Can former President Donald Trump be disqualified from another presidential term? The answer to that question partly hinges on the answer to this one: Does the “disqualification” language in the Constitution’s 14th Amendment apply to a candidate seeking the presidency?

In the Colorado case on the subject, the trial judge answered, “No, it doesn’t.” She concluded that the 14th Amendment’s disqualification language applies to many offices, but not to the presidency. Therefore, she dismissed the case against President Trump.

But the state supreme court answered, “Yes,” and reversed the trial judge’s ruling.
This issue probably will not go away. The judiciary of other states and the U.S. Supreme Court may have to consider it.

The 14th Amendment and the Colorado Supreme Court

Section 3 of the 14th Amendment disqualifies anyone who has “engaged in insurrection or rebellion against the [United States]” from certain listed offices. The listed offices include Congress, presidential electors, and “any office ... under the United States.”

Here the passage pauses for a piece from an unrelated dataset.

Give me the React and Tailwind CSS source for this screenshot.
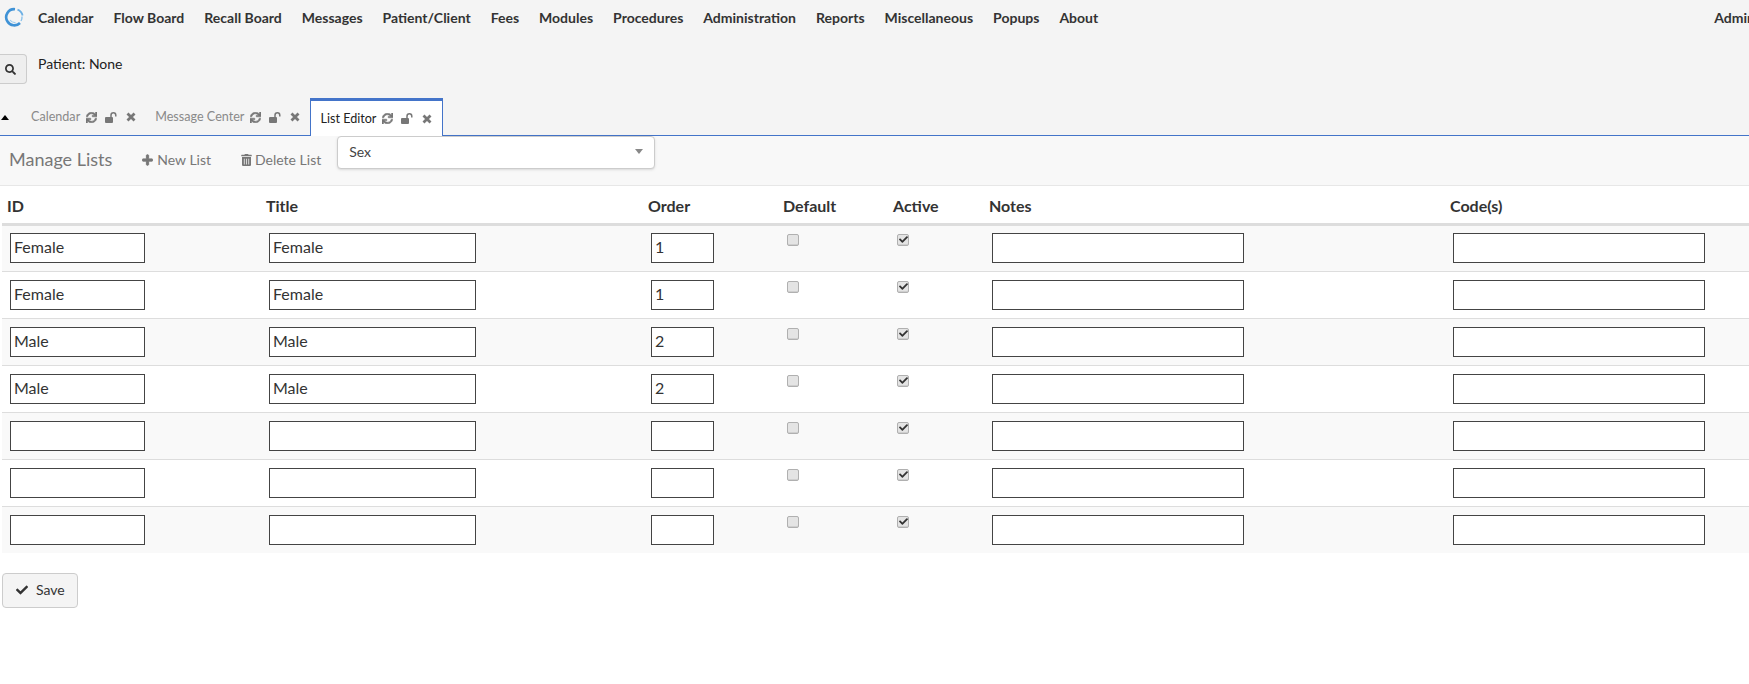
import React from "react";
import { FaSync, FaPlus, FaTrashAlt, FaCheck, FaSearch } from "react-icons/fa";

const nav = ["Calendar","Flow Board","Recall Board","Messages","Patient/Client","Fees","Modules","Procedures","Administration","Reports","Miscellaneous","Popups","About"];
const rows = [["Female","Female","1"],["Female","Female","1"],["Male","Male","2"],["Male","Male","2"],["","",""],["","",""],["","",""]];

function Tab({ label, active }) {
  return (
    <div className={active
      ? "relative -mb-px flex h-[38px] w-[133px] items-center border-x border-t-[3px] border-[#4374c9] bg-white pl-[9px] text-[#222]"
      : "flex h-[38px] items-center pl-[9px] pr-[10px] text-[#8a8a8a]"}>
      <span className="pt-px text-[12.6px]">{label}</span>
      <span className="ml-[6px] flex items-center gap-[8px] text-[#777]">
        <FaSync className="h-[11px] w-[11px] [stroke-width:25]" />
        <svg viewBox="0 0 12 11" className="h-[11px] w-[12px]">
          <rect x="0" y="5" width="8" height="6" rx="1" fill="currentColor" />
          <path d="M6 5.5 V3.2 A2.4 2.4 0 0 1 10.8 3.2 V4.6" fill="none" stroke="currentColor" strokeWidth="1.5" />
        </svg>
        <svg viewBox="0 0 10 10" className="ml-px h-[10px] w-[10px]">
          <path d="M1.5 1.5 L8.5 8.5 M8.5 1.5 L1.5 8.5" fill="none" stroke="currentColor" strokeWidth="2.8" />
        </svg>
      </span>
    </div>
  );
}

function Box({ checked }) {
  return (
    <span className="mt-[1px] ml-[9px] flex h-[12px] w-[12px] items-center justify-center rounded-[2px] border border-[#b0b0b0] bg-[#e4e4e4] shadow-[inset_0_-1px_0_#cfcfcf]">
      {checked && <FaCheck className="h-[9px] w-[9px] text-[#333]" />}
    </span>
  );
}

const inputCls = "block h-[30px] border border-[#444] bg-white px-[3px] pb-[2px] text-[16px] text-[#333] outline-none";

export default function App() {
  return (
    <div className="h-[684px] w-[1749px] overflow-hidden bg-white font-['Lato',sans-serif] text-[14px] text-[#333]">
      <div className="h-[136px] border-b border-[#4374c9] bg-[#f4f4f4]">
        <div className="flex h-[34px] items-center">
          <svg viewBox="0 0 20 20" className="ml-[4px] h-[20px] w-[20px] shrink-0">
            <path d="M11 2.2 A8 8 0 0 0 3.5 14.5 A8 8 0 0 0 16 16" fill="none" stroke="#3f92d6" strokeWidth="2.6" />
            <path d="M13.5 2.6 A8.4 8.4 0 0 1 18.6 8.5" fill="none" stroke="#6db0e4" strokeWidth="1.8" />
            <path d="M18 9.5 A8 8 0 0 1 17 14" fill="none" stroke="#8cc2ea" strokeWidth="1.4" />
            <path d="M6 13 A6 6 0 0 0 11.5 15.5" fill="none" stroke="#9ccbee" strokeWidth="1.2" />
          </svg>
          <nav className="ml-[14px] flex items-center gap-[20px] whitespace-nowrap font-bold text-[#333]">
            {nav.map((n) => <span key={n}>{n}</span>)}
            <span className="ml-[596px]">Admin</span>
          </nav>
        </div>
        <div className="mt-[20px] flex items-start">
          <button className="flex h-[30px] w-[27px] items-center justify-center rounded-r-[4px] border border-l-0 border-[#ccc] bg-[#eee] pr-[5px] text-[#333]">
            <FaSearch className="h-[11px] w-[11px]" />
          </button>
          <span className="ml-[11px] -mt-px font-normal text-[#222]">Patient: None</span>
        </div>
        <div className="mt-[14px] flex items-start">
          <svg viewBox="0 0 8 5" className="ml-[1px] mt-[17px] h-[5px] w-[8px]"><path d="M4 0 L8 5 L0 5 Z" fill="#000" /></svg>
          <div className="ml-[13px] flex">
            <Tab label="Calendar" />
            <Tab label="Message Center" />
            <Tab label="List Editor" active />
          </div>
        </div>
      </div>

      <div className="flex h-[50px] items-start border-b border-[#e7e7e7] bg-[#f8f8f8]">
        <span className="ml-[9px] mt-[10px] text-[18px] text-[#777]">Manage Lists</span>
        <span className="ml-[30px] mt-[13px] flex items-center gap-[4px] text-[#777]"><FaPlus className="h-[12px] w-[11px] [stroke-width:40]" />New List</span>
        <span className="ml-[30px] mt-[13px] flex items-center gap-[3px] text-[#777]"><FaTrashAlt className="h-[12px] w-[11px]" />Delete List</span>
        <div className="ml-[16px] flex h-[33px] w-[318px] items-center justify-between rounded-[4px] border border-[#ccc] bg-white px-[11px] pb-[3px] shadow-sm">
          <span className="text-[#444]">Sex</span>
          <span className="h-0 w-0 border-x-[4px] border-t-[5px] border-x-transparent border-t-[#888]" />
        </div>
      </div>

      <table className="ml-[2px] w-[1747px] table-fixed border-collapse">
        <colgroup>
          <col className="w-[259px]" /><col className="w-[382px]" /><col className="w-[135px]" /><col className="w-[110px]" /><col className="w-[96px]" /><col className="w-[461px]" /><col />
        </colgroup>
        <thead>
          <tr className="h-[38px] border-b-[3px] border-[#ddd] text-left text-[16px] font-bold text-[#333]">
            {["ID","Title","Order","Default","Active","Notes","Code(s)"].map((h) => <th key={h} className="pl-[5px] pt-[3px] font-bold">{h}</th>)}
          </tr>
        </thead>
        <tbody>
          {rows.map((r, i) => {
            const pt = i === 0 ? " pt-[7px]" : " pt-[8px]";
            return (
              <tr key={i} className={(i % 2 === 0 ? "bg-[#f9f9f9]" : "bg-white") + " h-[47px] border-t border-[#ddd] align-top first:border-t-0"}>
                <td className={"pl-[8px]" + pt}><input readOnly value={r[0]} className={inputCls + " w-[135px]"} /></td>
                <td className={"pl-[8px]" + pt}><input readOnly value={r[1]} className={inputCls + " w-[207px]"} /></td>
                <td className={"pl-[8px]" + pt}><input readOnly value={r[2]} className={inputCls + " w-[63px]"} /></td>
                <td className={pt}><Box /></td>
                <td className={pt}><Box checked /></td>
                <td className={"pl-[8px]" + pt}><input readOnly className={inputCls + " w-[252px]"} /></td>
                <td className={"pl-[8px]" + pt}><input readOnly className={inputCls + " w-[252px]"} /></td>
              </tr>
            );
          })}
        </tbody>
      </table>

      <button className="ml-[2px] mt-[20px] flex h-[35px] w-[76px] items-center rounded-[4px] border border-[#ccc] bg-[#f4f4f4] pb-[2px] pl-[13px] text-[#333]">
        <FaCheck className="mr-[8px] h-[12px] w-[12px]" />Save
      </button>
    </div>
  );
}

The presidency and vice presidency aren’t listed—at least not explicitly. However, the justices of the Colorado Supreme Court, like many other writers, claimed the presidency is included because it’s an “office ... under the United States.”

The Colorado justices wrote, “When interpreting the Constitution, we prefer a phrase’s normal and ordinary usage over secret or technical meanings that would not have been known to ordinary citizens in the founding generation.”

But that comment sells the Constitution’s framers short. They were highly skilled legal drafters who knew what they were doing. The document they produced was straightforward. It had no “secret” meanings—even if modern writers ignorant of 18th-century conditions might think it did.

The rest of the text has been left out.